Code that builds pages -
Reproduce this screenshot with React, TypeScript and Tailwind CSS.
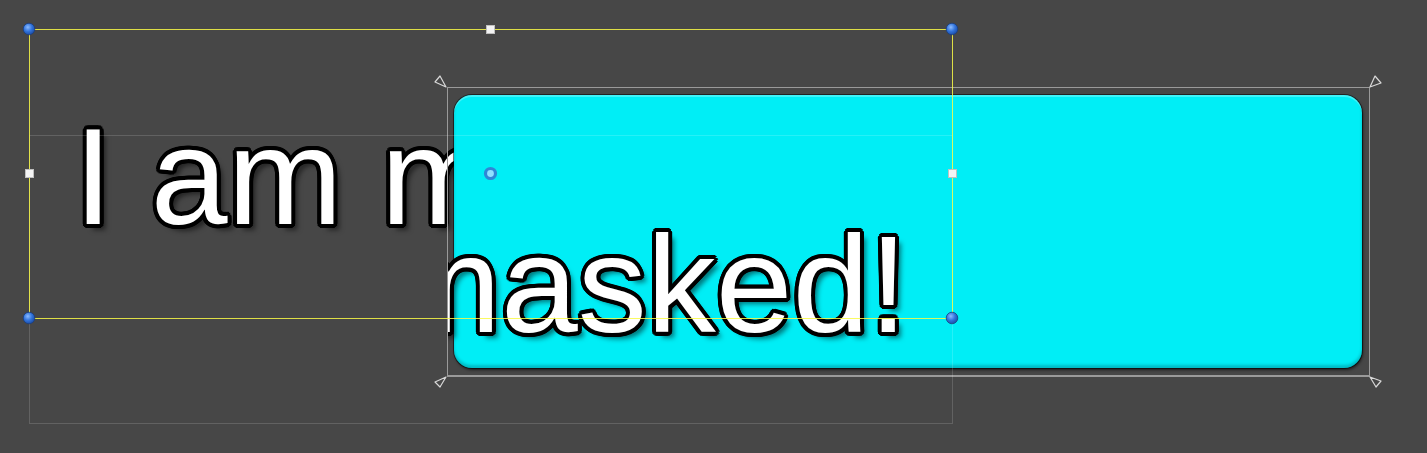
// Scene view: a UI text element, an image mask over it, and the editor gizmos
const textFx =
  "[text-shadow:4px_0_0_#000,3.7px_1.5px_0_#000,2.8px_2.8px_0_#000,1.5px_3.7px_0_#000,0_4px_0_#000,-1.5px_3.7px_0_#000,-2.8px_2.8px_0_#000,-3.7px_1.5px_0_#000,-4px_0_0_#000,-3.7px_-1.5px_0_#000,-2.8px_-2.8px_0_#000,-1.5px_-3.7px_0_#000,0_-4px_0_#000,1.5px_-3.7px_0_#000,2.8px_-2.8px_0_#000,3.7px_-1.5px_0_#000,6px_6px_5px_rgba(0,0,0,0.5)]";

function Dot({ x, y }: { x: number; y: number }) {
  return (
    <svg className="absolute" style={{ left: x - 7, top: y - 7 }} width="14" height="14" viewBox="0 0 14 14">
      <defs>
        <radialGradient id={`g${x}${y}`} cx="40%" cy="35%" r="65%">
          <stop offset="0%" stopColor="#8cbcff" />
          <stop offset="55%" stopColor="#3274dc" />
          <stop offset="100%" stopColor="#1d4ea8" />
        </radialGradient>
      </defs>
      <circle cx="7" cy="7" r="5.8" fill={`url(#g${x}${y})`} stroke="#1b3f80" strokeWidth="0.8" />
    </svg>
  );
}

function Handle({ x, y }: { x: number; y: number }) {
  return (
    <div
      className="absolute w-[9px] h-[9px] bg-[#f4f4f4] border border-[#c0c0c0]"
      style={{ left: x - 4, top: y - 4 }}
    />
  );
}

function Corner({ points }: { points: string }) {
  return (
    <svg className="absolute left-0 top-0 pointer-events-none" width="1427" height="453">
      <polygon points={points} fill="none" stroke="#d8d8d8" strokeWidth="1.2" strokeLinejoin="round" />
    </svg>
  );
}

export default function App() {
  return (
    <div className="relative w-[1427px] h-[453px] bg-[#474747] overflow-hidden font-['Liberation_Sans',Arial,sans-serif]">
      {/* first line of the label, sits under the masked image */}
      <div className={`absolute left-[74px] top-[107px] whitespace-nowrap text-[138px] leading-none text-white ${textFx}`}>
        I am masked!
      </div>

      {/* mask image */}
      <div className="absolute left-[454px] top-[95px] w-[908px] h-[273px] rounded-[18px] bg-[#00eef6] shadow-[0_0_0_1px_rgba(0,0,0,0.5),1px_2px_3px_rgba(0,0,0,0.6),inset_0_2px_0_rgba(255,255,255,0.25),inset_0_-3px_3px_rgba(0,40,50,0.25)]" />

      {/* child text, clipped to the mask rect */}
      <div className="absolute left-[447px] top-[87px] w-[922px] h-[289px] overflow-hidden">
        <div className={`absolute left-[-61px] top-[128px] whitespace-nowrap text-[138px] leading-none text-white ${textFx}`}>
          masked!
        </div>
      </div>

      {/* mask rect outline and its corner arrows */}
      <div className="absolute left-[447px] top-[87px] w-[923px] h-[290px] border border-b-2 border-[#9a9a9a]" />
      <Corner points="440,76 435,82 446,87" />
      <Corner points="1375,76 1381,83 1370,87" />
      <Corner points="1370,377 1381,381 1376,387" />
      <Corner points="446,377 435,382 440,387" />

      {/* text rect */}
      <div className="absolute left-[29px] top-[135px] w-[924px] h-[289px] border border-white/15" />

      {/* selection rect */}
      <div className="absolute left-[29px] top-[29px] w-[924px] h-[290px] border border-[rgba(250,250,70,0.85)]" />
      <Handle x={490} y={29} />
      <Handle x={29} y={173} />
      <Handle x={952} y={173} />
      <Dot x={29} y={29} />
      <Dot x={952} y={29} />
      <Dot x={29} y={318} />
      <Dot x={952} y={318} />

      {/* pivot */}
      <svg className="absolute left-[483px] top-[166px]" width="15" height="15" viewBox="0 0 15 15">
        <circle cx="7.5" cy="7.5" r="5" fill="#8fe0ff" stroke="#2f86d6" strokeWidth="3.2" />
      </svg>
    </div>
  );
}
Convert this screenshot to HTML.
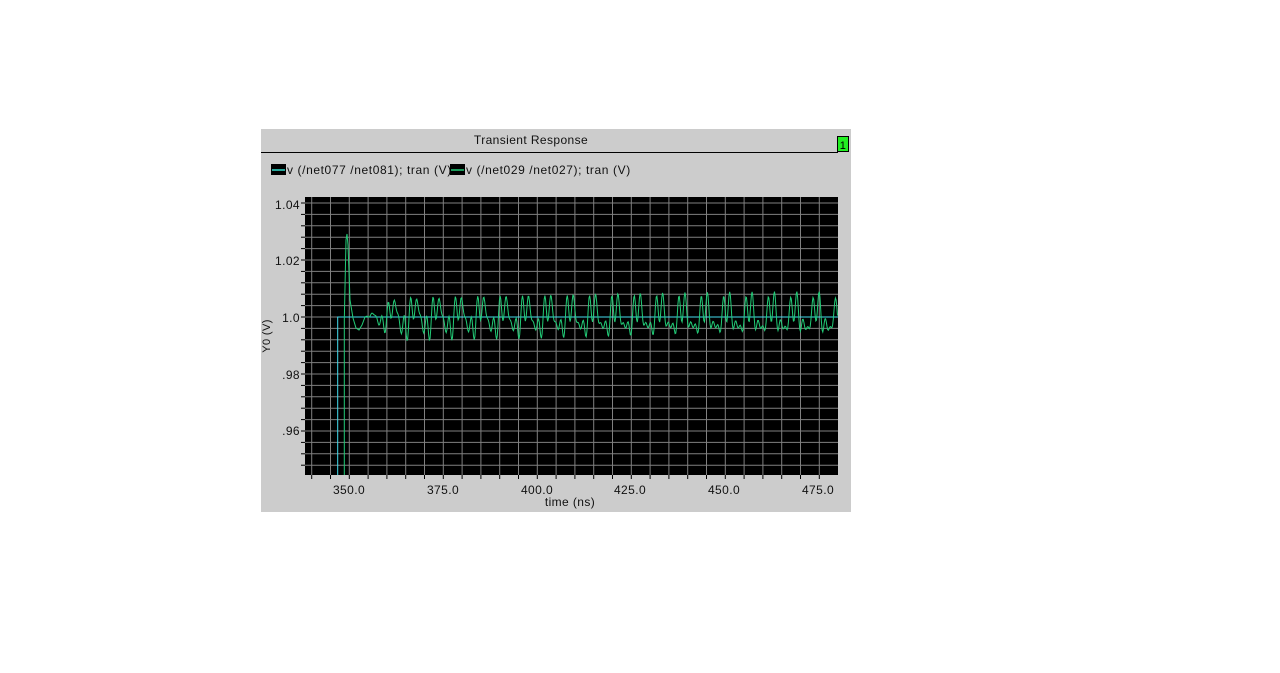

REQUIREMENTS - Locate all lines in the listing above with the word "screenshot" and copy them.

ANSWER -
Reproduce this screenshot with React, TypeScript and Tailwind CSS.
Convert this screenshot to HTML.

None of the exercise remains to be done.